Muskingum River Navigation System
39 43 59.5 N
81 54 29.4 W
The Muskingum River Navigation System, one of the United States' first complete slackwater navigation systems for steam powered vessels, played a key role in economic development of the Greater Ohio River Valley. The project survives as the most intact system of large hand-operated locks in the United States.
Southeastern Ohio's Muskingum River and its navigation system of 10 hand-operated locks dates from 1837 when area pioneers recognized the potential of the river as a shipping route for steam-powered vessels. The system of locks and dams permitted navigation upriver as far as the Ohio and Erie Canal at Dresden.
This was one of the earliest slackwater navigation systems built for steamboats in the U.S. The system included a three-mile, side-cut canal linking the Ohio and Erie Canal to the Muskingum at Dresden, with canal-boat-sized locks, a dam, and a 120-by-22-foot lock at Symmes Creek.

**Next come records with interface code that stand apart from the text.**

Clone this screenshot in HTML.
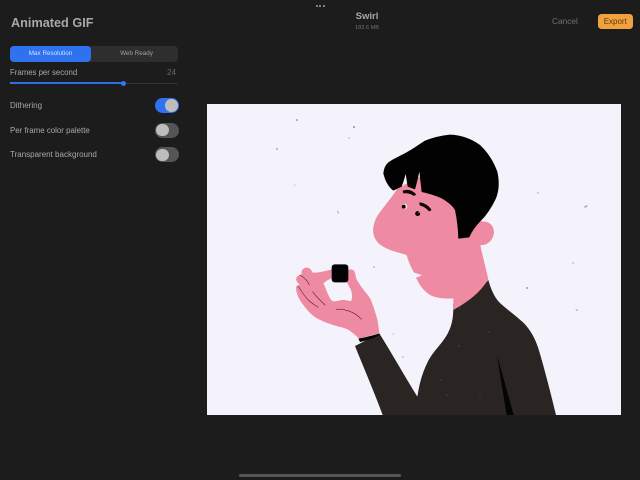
<!DOCTYPE html>
<html>
<head>
<meta charset="utf-8">
<style>
html,body{margin:0;padding:0;background:#1c1c1d;}
body{width:640px;height:480px;position:relative;overflow:hidden;font-family:"Liberation Sans",sans-serif;}
#w{position:absolute;left:0;top:0;width:640px;height:480px;filter:blur(.3px);}
.t{position:absolute;white-space:nowrap;line-height:1;}
.b{position:absolute;}
.tog{position:absolute;left:155px;width:24px;height:15px;border-radius:8px;background:#555556;}
.tog i{position:absolute;top:1.25px;width:12.5px;height:12.5px;border-radius:50%;background:#bdbdbd;}
svg{position:absolute;left:0;top:0;}
</style>
</head>
<body>
<div id="w">
<div class="t" style="left:11px;top:17px;font-size:12.7px;font-weight:bold;color:#a8a8a8;">Animated GIF</div>

<div class="b" style="left:10px;top:46px;width:168px;height:15.5px;border-radius:4px;background:#2e2e2f;"></div>
<div class="b" style="left:10px;top:46px;width:81px;height:15.5px;border-radius:4px;background:#2f72f0;"></div>
<div class="t" style="left:10px;width:81px;text-align:center;top:51px;font-size:6.3px;color:#d6e2fa;">Max Resolution</div>
<div class="t" style="left:93px;width:87px;text-align:center;top:51px;font-size:6.3px;color:#a0a0a0;">Web Ready</div>

<div class="t" style="left:10px;top:68.5px;font-size:7.8px;color:#a8a8a8;">Frames per second</div>
<div class="t" style="left:167px;top:68.5px;font-size:8px;color:#6a6a6a;">24</div>
<div class="b" style="left:10px;top:83px;width:168px;height:1px;background:#333334;"></div>
<div class="b" style="left:10px;top:82.4px;width:113px;height:1.8px;background:#2f6fe6;"></div>
<div class="b" style="left:121px;top:81px;width:5px;height:5px;border-radius:50%;background:#3476ee;"></div>

<div class="t" style="left:10px;top:102px;font-size:8px;color:#a8a8a8;">Dithering</div>
<div class="tog" style="top:98px;background:#2f72f0;"><i style="left:10.25px;"></i></div>
<div class="t" style="left:10px;top:126.5px;font-size:7.9px;color:#a8a8a8;">Per frame color palette</div>
<div class="tog" style="top:122.7px;"><i style="left:1.25px;"></i></div>
<div class="t" style="left:10px;top:151px;font-size:8px;color:#a8a8a8;">Transparent background</div>
<div class="tog" style="top:147.3px;"><i style="left:1.25px;"></i></div>

<div class="b" style="left:315.5px;top:4.5px;width:2px;height:2px;border-radius:50%;background:#a5a5a5;"></div>
<div class="b" style="left:319px;top:4.5px;width:2px;height:2px;border-radius:50%;background:#a5a5a5;"></div>
<div class="b" style="left:322.5px;top:4.5px;width:2px;height:2px;border-radius:50%;background:#a5a5a5;"></div>

<div class="t" style="left:327px;width:80px;text-align:center;top:12px;font-size:9.5px;font-weight:bold;color:#a8a8a8;">Swirl</div>
<div class="t" style="left:327px;width:80px;text-align:center;top:25.5px;font-size:5.6px;color:#707070;">183.6 MB</div>
<div class="t" style="left:552px;top:17px;font-size:8.3px;color:#727272;">Cancel</div>
<div class="b" style="left:597.5px;top:13.5px;width:35.5px;height:15px;border-radius:3.5px;background:#efa23e;"></div>
<div class="t" style="left:597.5px;width:35.5px;text-align:center;top:17.5px;font-size:8px;color:#5e3c10;">Export</div>

<div class="b" style="left:206.5px;top:103.5px;width:414.5px;height:311.5px;background:#f4f3fb;"></div>

<svg width="640" height="480" viewBox="0 0 640 480">
  <!-- body -->
  <g transform="translate(340 270) scale(.33333)">
    <path fill="#2a2522" d="M340,100 C380,85 420,60 445,30 C452,55 462,80 478,97 C500,118 525,135 550,158 C572,180 585,205 595,235 C612,290 632,370 648,435 L128,435 C100,360 70,290 45,228 C70,215 95,203 118,190 C155,250 195,320 232,380 C238,340 248,305 265,272 C285,235 315,215 330,175 C340,150 340,125 340,100 Z"/>
    <path fill="#050505" d="M472,258 L521,435 L500,435 C490,375 480,315 472,258 Z"/>
  </g>

  <!-- face -->
  <g transform="translate(340 120) scale(.33333)">
    <path fill="#ef8aa3" d="M172,205 C155,235 125,265 108,295 C95,325 95,350 118,372 C140,390 170,396 200,405 C205,425 215,445 222,458 L246,465 C240,469 234,471 228,473 C238,495 250,512 270,525 C290,535 315,537 340,535 L340,570 C375,550 415,525 445,478 C438,445 428,410 421,375 C440,378 458,362 462,340 C463,318 448,302 425,305 L400,200 L240,170 Z"/>
  </g>

  <!-- hair, brows, eyes -->
  <g transform="translate(370 130) scale(.33333)">
    <path fill="#020202" d="M40,130 Q42,108 55,97 Q68,88 85,80 Q105,70 125,58 L165,32 Q200,18 240,14 Q290,16 330,45 Q365,78 382,125 Q392,170 378,205 Q358,248 330,275 Q308,298 298,322 L265,326 Q264,285 255,240 Q245,222 215,205 Q185,192 155,186 L148,125 Q142,155 135,178 L113,170 L107,132 Q102,152 95,170 L70,182 Q48,165 40,130 Z"/>
    <path fill="#0a0506" d="M98,182 Q120,174 138,192 Q136,198 130,197 Q118,188 100,190 Z"/>
    <path fill="#0a0506" d="M148,217 Q168,218 184,238 Q182,245 176,243 Q165,230 149,226 Z"/>
    <ellipse cx="103" cy="229" rx="9" ry="8" fill="#f6e4e8"/>
    <circle cx="101" cy="230" r="6" fill="#0a0506"/>
    <circle cx="143" cy="251" r="7.5" fill="#0a0506"/>
    <circle cx="147" cy="247" r="1.6" fill="#f6e4e8"/>
  </g>

  <!-- hand -->
  <g transform="translate(280 250) scale(.33333)">
    <path fill="#ef8aa3" d="M238,266 C222,252 210,240 195,235 C170,228 145,222 125,212 C100,202 85,185 70,165 C58,150 48,130 48,112 C50,105 55,104 60,104 C50,98 46,88 50,82 C54,76 60,74 65,74 C62,62 70,52 82,53 C90,55 94,60 98,68 C120,68 140,62 155,58 L155,84 C145,90 135,95 130,100 C135,108 140,125 148,141 C152,150 158,155 165,154 C175,152 186,150 190,150 C200,150 208,154 213,153 C218,145 217,130 212,118 C207,108 202,100 200,96 L205,60 C215,55 222,60 225,68 C228,85 230,90 235,96 C245,115 260,130 270,144 C280,165 286,190 291,204 C295,222 296,235 298,249 C280,255 258,260 238,266 Z"/>
    <rect x="155" y="43" width="50" height="54" rx="9" fill="#030303"/>
    <g fill="none" stroke="#5a2032" stroke-linecap="round" stroke-width="1.8">
      <path d="M60,75 C72,82 82,90 88,105"/>
      <path d="M98,125 C108,140 125,155 135,165"/>
      <path d="M55,110 C65,122 72,138 85,150 C95,160 105,165 115,172"/>
      <path d="M168,178 C190,175 225,185 244,208"/>
    </g>
    <path fill="#060606" d="M235,266 C255,262 280,256 298,250 L297,256 C280,265 258,272 240,276 Z"/>
  </g>

  <!-- specks -->
  <g fill="#6f6f75">
    <circle cx="297" cy="120" r=".8"/>
    <circle cx="354" cy="127" r=".9"/>
    <circle cx="349" cy="138" r=".7" opacity=".6"/>
    <circle cx="277" cy="149" r=".9" opacity=".7"/>
    <circle cx="295" cy="185" r=".6" opacity=".5"/>
    <path d="M337,210 L339,213 L338,213.5 Z" opacity=".8"/>
    <circle cx="374" cy="267" r=".8" opacity=".6"/>
    <circle cx="538" cy="193" r=".7" opacity=".6"/>
    <path d="M584,207 L587,205 L587.5,206 L585,207.8 Z" opacity=".8"/>
    <circle cx="573" cy="263" r=".7" opacity=".7"/>
    <circle cx="527" cy="288" r=".9" opacity=".9"/>
    <path d="M575,309 L578,310 L577.5,311 Z" opacity=".8"/>
    <circle cx="403" cy="357" r=".7" opacity=".6"/>
    <circle cx="393" cy="334" r=".6" opacity=".5"/>
    <circle cx="460" cy="309" r=".6" fill="#5a5050"/>
    <circle cx="489" cy="332" r=".6" fill="#5a5050"/>
    <circle cx="459" cy="346" r=".7" fill="#5a5050"/>
    <circle cx="441" cy="380" r=".6" fill="#5a5050"/>
    <circle cx="480" cy="395" r=".6" fill="#5a5050"/>
    <circle cx="447" cy="395" r=".6" fill="#5a5050"/>
  </g>
</svg>

<div class="b" style="left:239px;top:474px;width:162px;height:2.5px;border-radius:2px;background:#565657;"></div>
</div>
</body>
</html>
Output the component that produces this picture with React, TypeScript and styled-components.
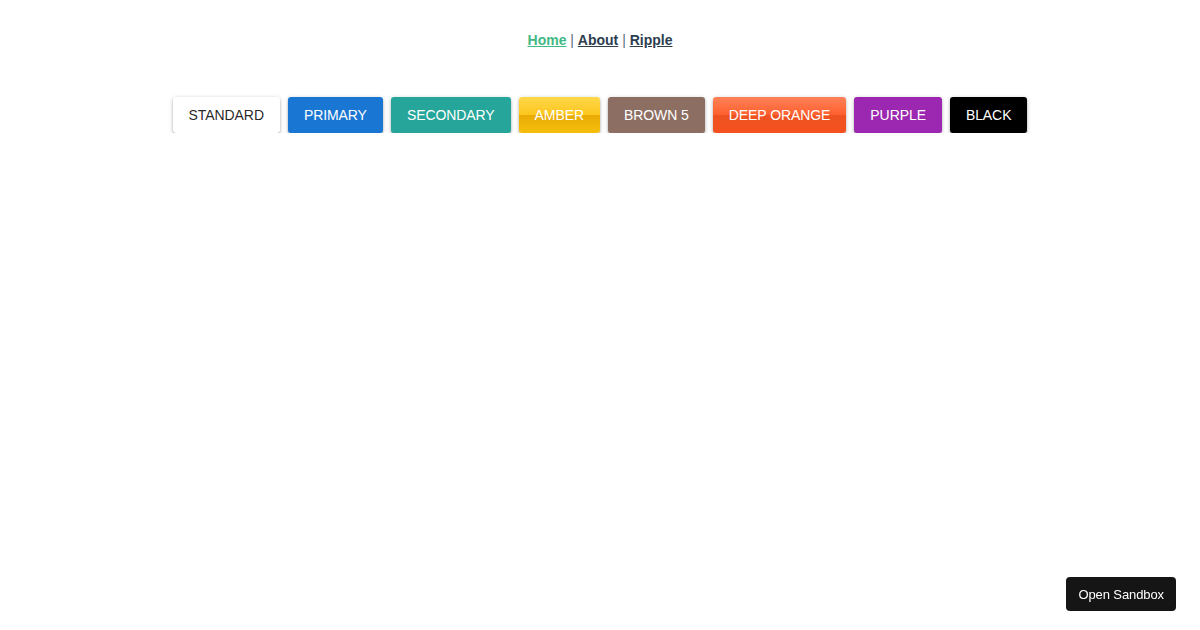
import React from "react";
import styled, { createGlobalStyle, css } from "styled-components";

const Global = createGlobalStyle`
  html, body { margin: 0; padding: 0; background: #fff; }
  body { font-family: "Liberation Sans", Arial, Helvetica, sans-serif; }
`;

const AppWrap = styled.div`
  text-align: center;
  color: #2c3e50;
  -webkit-font-smoothing: antialiased;
`;

const Nav = styled.nav`
  padding: 30px 30px 0;
  font-size: 14px;
  line-height: 20px;
  font-weight: bold;
`;

const NavLink = styled.a<{ $active?: boolean }>`
  color: ${(p) => (p.$active ? "#42b983" : "#2c3e50")};
  text-decoration: underline;
  cursor: pointer;
`;

const Sep = styled.span`
  font-weight: normal;
  color: #5a6d80;
`;

const Row = styled.div`
  display: flex;
  justify-content: center;
  gap: 8px;
  margin-top: 47px;
`;

type Variant = {
  bg: string;
  fg: string;
  glossy?: [string, string, string, string];
};

const Btn = styled.button<{ $v: Variant }>`
  height: 36px;
  padding: 0 16px;
  border: none;
  border-radius: 3px;
  font-family: "Liberation Sans", Arial, sans-serif;
  font-size: 14px;
  letter-spacing: -0.08px;
  text-transform: uppercase;
  color: ${(p) => p.$v.fg};
  background: ${(p) => p.$v.bg};
  box-shadow: 0 2px 2px 0 rgba(0, 0, 0, 0.2), 0 3px 1px -2px rgba(0, 0, 0, 0.24),
    0 1px 4px 0 rgba(0, 0, 0, 0.22);
  cursor: pointer;
  ${(p) =>
    p.$v.glossy &&
    css`
      background: linear-gradient(
        to bottom,
        ${p.$v.glossy[0]} 0%,
        ${p.$v.glossy[1]} 50%,
        ${p.$v.glossy[2]} 51%,
        ${p.$v.glossy[3]} 100%
      );
    `}
`;

const Sandbox = styled.button`
  position: fixed;
  right: 24px;
  bottom: 19px;
  height: 34px;
  padding: 0 12px 0 12px;
  border: none;
  border-radius: 4px;
  background: #151515;
  color: #fff;
  font-family: "Liberation Sans", Arial, sans-serif;
  font-size: 13px;
  letter-spacing: -0.1px;
  box-shadow: 0 0 0 1px rgba(255, 255, 255, 0.08);
`;

const buttons: { label: string; v: Variant }[] = [
  { label: "Standard", v: { bg: "#ffffff", fg: "rgba(0,0,0,0.87)" } },
  { label: "Primary", v: { bg: "#1976d2", fg: "#fff" } },
  { label: "Secondary", v: { bg: "#26a69a", fg: "#fff" } },
  {
    label: "Amber",
    v: { bg: "#ffc107", fg: "#fff", glossy: ["#ffd84a", "#fdc51e", "#e9ab06", "#f6bf0d"] },
  },
  { label: "Brown 5", v: { bg: "#8d6e63", fg: "#fff" } },
  {
    label: "Deep Orange",
    v: { bg: "#ff5722", fg: "#fff", glossy: ["#ff8259", "#ff5f2e", "#ee5221", "#f4511e"] },
  },
  { label: "Purple", v: { bg: "#9c27b0", fg: "#fff" } },
  { label: "Black", v: { bg: "#000000", fg: "#fff" } },
];

export default function App() {
  return (
    <AppWrap>
      <Global />
      <Nav>
        <NavLink $active>Home</NavLink>
        <Sep> | </Sep>
        <NavLink>About</NavLink>
        <Sep> | </Sep>
        <NavLink>Ripple</NavLink>
      </Nav>
      <Row>
        {buttons.map((b) => (
          <Btn key={b.label} $v={b.v}>
            {b.label}
          </Btn>
        ))}
      </Row>
      <Sandbox>Open Sandbox</Sandbox>
    </AppWrap>
  );
}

Commercial shipping flourished on the river for 70 years, but was replaced by rail and motorized transportation after the turn of the century. Today, it is mostly recreational boaters and anglers who use the hand-operated locks to navigate the river from a point just north of Zanesville to Marietta.
Facts
- Ohio began surveys for its canals in 1822, but politics and topographical issues precluded most of the Muskingum Valley from the initial phase of the development of the Ohio Canal System.
- Most of the locks were 184 feet long and 36 feet wide, able to handle boats up to 160 feet long. The sandstone locks (along with wood miter gates, rock-filled timber-crib dams and bypass canals with guard gates) created a slackwater navigation system stretching over 90 miles.
- The River Navigation System was rebuilt from 1880 to 1911 by the U.S. Army Corps of Engineers, and has been operated by the state since 1958.
Resources
- Shank, William H., PE, Towpaths to Tugboats, American Canal and Transportation Center, 1982.